The basic idea here is that we should consider it a crime — a felony, no less — for an individual to prevent a congressional committee from discovering the truth about a subject, whether or not the subject is really a proper subject of congressional authority. Although akin to the “obstruction of justice” charge, the “obstruction of Congress” charge really elevates the people’s elected representatives above the people themselves, as they are slaves to the mob-driven whims of the Congress and its tyrannical committee chairs.

Let’s take this one step at a time, starting with the shifting justifications for the congressional hearings. Although the indictment describes the 2005 hearing as pursuant to Congress’s power to regulate interstate commerce, the title of the hearing suggests otherwise. “Restoring Faith in America’s Pastime” has nothing to do with commerce; “faith” is a religious belief. No matter how broadly you read the commerce clause, it does not extend to individual’s faith or belief in a game.

Now, obviously, these hearings were about drugs, not faith. Congress has the right to regulate drugs, ergo it can hold hearings about their use. Except for the fact that absolutely nothing in the Constitution allows Congress to ban individuals from possessing substances, be they steroids or cheese, that makes total sense. Furthermore, while the indictment speaks of Congress’s “authority to pass legislation protecting public health,” the Constitution makes no such provision. To the contrary, “public health” regulation is a police power reserved to the states under the Tenth Amendment. And unless it’s one of those “privileges and immunities” covered by the 14th Amendment, Congress also has no authority to “protect the integrity of the game” of baseball.

But let’s side aside Congress’s lack of jurisdiction for a moment. Assuming Congress can regulate and ban steroids and other substances — including vitamins — that still does not establish a causal link between Clemens’s testimony and the attainment of any congressional objective. Remember, we’re not talking about perjury here. Clemens was separately charged with that. This charge is “obstruction of Congress.” People lie to Congress every day (especially people who work for the government), yet Clemens is one of the only people ever charged with this offense. The grand jury claims Clemens prevented the “due and proper exercise of the power of inquiry.” Where does this power come from and how does it apply to whether Clemens stuck a syringe filled with vitamin B-12 in his behind?

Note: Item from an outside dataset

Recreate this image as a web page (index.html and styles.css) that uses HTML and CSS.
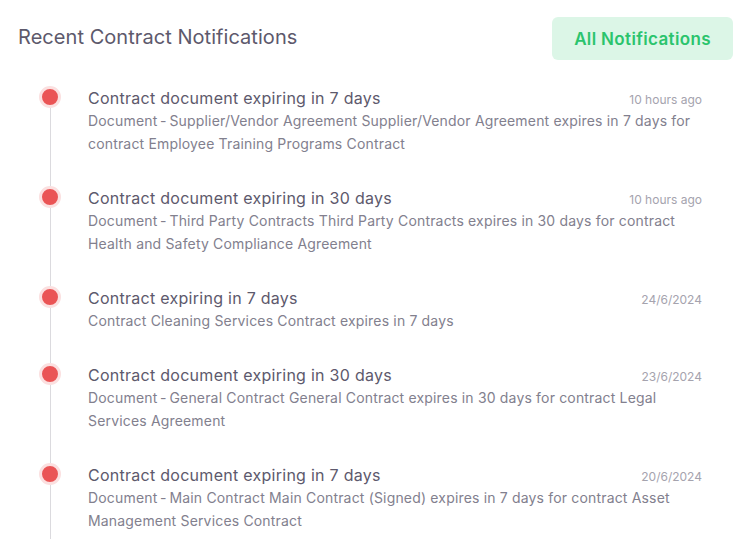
FILE: index.html
```html
<!DOCTYPE html>
<html lang="en">
<head>
<meta charset="utf-8">
<title>Recent Contract Notifications</title>
<link rel="stylesheet" href="styles.css">
</head>
<body>
<div class="card">
  <div class="card-header">
    <h2 class="card-title">Recent Contract Notifications</h2>
    <button class="btn-all">All Notifications</button>
  </div>
  <ul class="timeline">
    <li class="tl-item">
      <div class="tl-marker"><span class="tl-dot"></span><span class="tl-line"></span></div>
      <div class="tl-body">
        <div class="tl-head"><span class="tl-title">Contract document expiring in 7 days</span><span class="tl-time">10 hours ago</span></div>
        <p class="tl-desc">Document&thinsp;-&thinsp;Supplier/Vendor Agreement Supplier/Vendor Agreement expires in 7 days for contract Employee Training Programs Contract</p>
      </div>
    </li>
    <li class="tl-item">
      <div class="tl-marker"><span class="tl-dot"></span><span class="tl-line"></span></div>
      <div class="tl-body">
        <div class="tl-head"><span class="tl-title">Contract document expiring in 30 days</span><span class="tl-time">10 hours ago</span></div>
        <p class="tl-desc">Document&thinsp;-&thinsp;Third Party Contracts Third Party Contracts expires in 30 days for contract Health and Safety Compliance Agreement</p>
      </div>
    </li>
    <li class="tl-item">
      <div class="tl-marker"><span class="tl-dot"></span><span class="tl-line"></span></div>
      <div class="tl-body">
        <div class="tl-head"><span class="tl-title">Contract expiring in 7 days</span><span class="tl-time">24/6/2024</span></div>
        <p class="tl-desc">Contract Cleaning Services Contract expires in 7 days</p>
      </div>
    </li>
    <li class="tl-item">
      <div class="tl-marker"><span class="tl-dot"></span><span class="tl-line"></span></div>
      <div class="tl-body">
        <div class="tl-head"><span class="tl-title">Contract document expiring in 30 days</span><span class="tl-time">23/6/2024</span></div>
        <p class="tl-desc">Document&thinsp;-&thinsp;General Contract General Contract expires in 30 days for contract Legal Services Agreement</p>
      </div>
    </li>
    <li class="tl-item">
      <div class="tl-marker"><span class="tl-dot"></span><span class="tl-line"></span></div>
      <div class="tl-body">
        <div class="tl-head"><span class="tl-title">Contract document expiring in 7 days</span><span class="tl-time">20/6/2024</span></div>
        <p class="tl-desc">Document&thinsp;-&thinsp;Main Contract Main Contract (Signed) expires in 7 days for contract Asset Management Services Contract</p>
      </div>
    </li>
  </ul>
</div>
</body>
</html>
```

FILE: styles.css
```css
* { box-sizing: border-box; }
html, body { margin: 0; padding: 0; background: #ffffff; }
body {
  font-family: "Inter", "Noto Sans", sans-serif;
  color: #6f6b7d;
  overflow: hidden;
  height: 541px;
}
.card {
  padding: 17px 11px 0 18px;
}
.card-header {
  display: flex;
  justify-content: space-between;
  align-items: center;
  height: 43px;
}
.card-title {
  margin: 0;
  font-size: 20px;
  font-weight: 400;
  color: #5d596c;
  line-height: 28px;
  margin-top: -4px;
  letter-spacing: 0.05px;
}
.btn-all {
  width: 181px;
  height: 43px;
  border: none;
  border-radius: 6px;
  background: #dcf6e7;
  color: #2bc46d;
  font-family: inherit;
  font-size: 17px;
  font-weight: 600;
  letter-spacing: 0.35px;
  padding: 0;
}
.timeline {
  list-style: none;
  margin: 26px 0 0 0;
  padding: 0 31px 0 21px;
}
.tl-item {
  display: flex;
  gap: 27px;
  padding-bottom: 31px;
}
.tl-item:last-child { padding-bottom: 7px; }
.tl-marker {
  width: 22px;
  display: flex;
  flex-direction: column;
  align-items: center;
  margin-bottom: -31px;
  flex: none;
}
.tl-item:last-child .tl-marker { margin-bottom: -7px; }
.tl-dot {
  width: 22px;
  height: 22px;
  border-radius: 50%;
  background: #ea5455;
  border: 3px solid #fbe0e0;
  flex: none;
}
.tl-line {
  flex: 1;
  width: 1px;
  background: #dbdade;
}
.tl-body { flex: 1; min-width: 0; }
.tl-head {
  display: flex;
  justify-content: space-between;
  align-items: baseline;
  height: 23px;
  padding-top: 1px;
}
.tl-title {
  font-size: 16px;
  color: #5d596c;
  line-height: 23px;
  letter-spacing: 0.27px;
}
.tl-time {
  font-size: 12px;
  color: #a5a3ae;
  line-height: 23px;
}
.tl-desc {
  margin: 0;
  font-size: 14px;
  line-height: 23px;
  color: #82808e;
  letter-spacing: 0.17px;
}
```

Congress certainly has the power to legislate. Indeed, it has exclusive legislative power in the federal system, despite Congress’s nasty habit of handing out that power to unelected regulatory agencies like it was an evil witch luring children into a gingerbread house. Each house of Congress also has the power to “determine the Rules of its own Proceedings.” Indeed, the indictment cites one of the House’s rules, Rule X, which allows the Committee on Oversight and Government Reform “to investigate subjects within the Committee’s legislative jurisdiction as well as any matter within the jurisdiction of the other standing House committees.” Curiously, Rule X lists a number of specific subjects committed to the Government Reform and Oversight Committee, none of which have anything to do with Major League Baseball, drug use, or Roger Clemens. Which makes sense given the committee is called the “Committee on Government Reform and Oversight,” and not the “Committee on Major League Baseball, Steroids, and Roger Clemens.”

Now, as the indictment referred to, there is another provision of Rule X that allows the Government Reform and Oversight Committee to “at any time conduct investigations into any manner without regard to…[other clauses] conferring jurisdiction over the matter to another standing committee.” So, assuming some House committee has jurisdiction over Major League Baseball, steroids, and Roger Clemens, the Government Reform and Oversight Committee is allowed to simply usurp that jurisdiction for itself. So we’re talking about a super-committee that can do whatever it wants.

All that said, it doesn’t matter how the House chooses to organize itself or divide powers among committees. What matters is that these are internal procedures that only bind members of the House. The constitutional power to make internal rules cannot bind outsiders in any way, shape, or form. The House certainly cannot use internal rules to conduct random investigations of individuals outside of the government. (The House can investigate government employees, of course, as part of its oversight and impeachment functions.)

Even if we concede the Government Reform and Oversight Committee’s authority to conduct hearings into steroid use in Major League Baseball, the committee cannot conduct investigations of individual players under the pretense of legislative activities. At best, it’s a law enforcement issue for the executive and judicial branches.

More to the point, there is simply no legislative relevance to Clemens’s private use (or non-use) of any substances. Clemens is just one of thousands of Major League players. Even if there was widespread drug use that is now properly the subject of congressional intervention, it doesn’t matter whether one specific player used drugs or not. What matters is the aggregate statistics on such drug use. Congress had ready access to that information. The Government Reform and Oversight Committee went a step further, however, and tried to use that information to embarrass and disgrace individual players. That’s not legislating. It actually comes perilously close to a Bill of Attainder, which is expressly forbidden in the Constitution.

The point is that even if Clemens gave false answers to every single question he was asked, there’s no possible way it could have obstructed or impeded any valid legislative information-gathering activities. The only reason Congress asked the questions was to humiliate Clemens. It’s a fairly obvious abuse of government power.

Of course, some conservative types will hide behind the mantra, “He broke the law, and the rule of law must be upheld.” Fair enough. But if Congress doesn’t have to follow the law — i.e., the Constitution — then why does Roger Clemens?

And while many in the press and the public will cheer for Clemens getting what is perceived as his just deserts for being a “bad guy” as a player, these would-be stoners need to consider the implications of the arguments made here. Is punishing Roger Clemens so important that it requires turning a blind eye to a congressional committee’s claim to investigate an individual’s personal actions wherever they occur?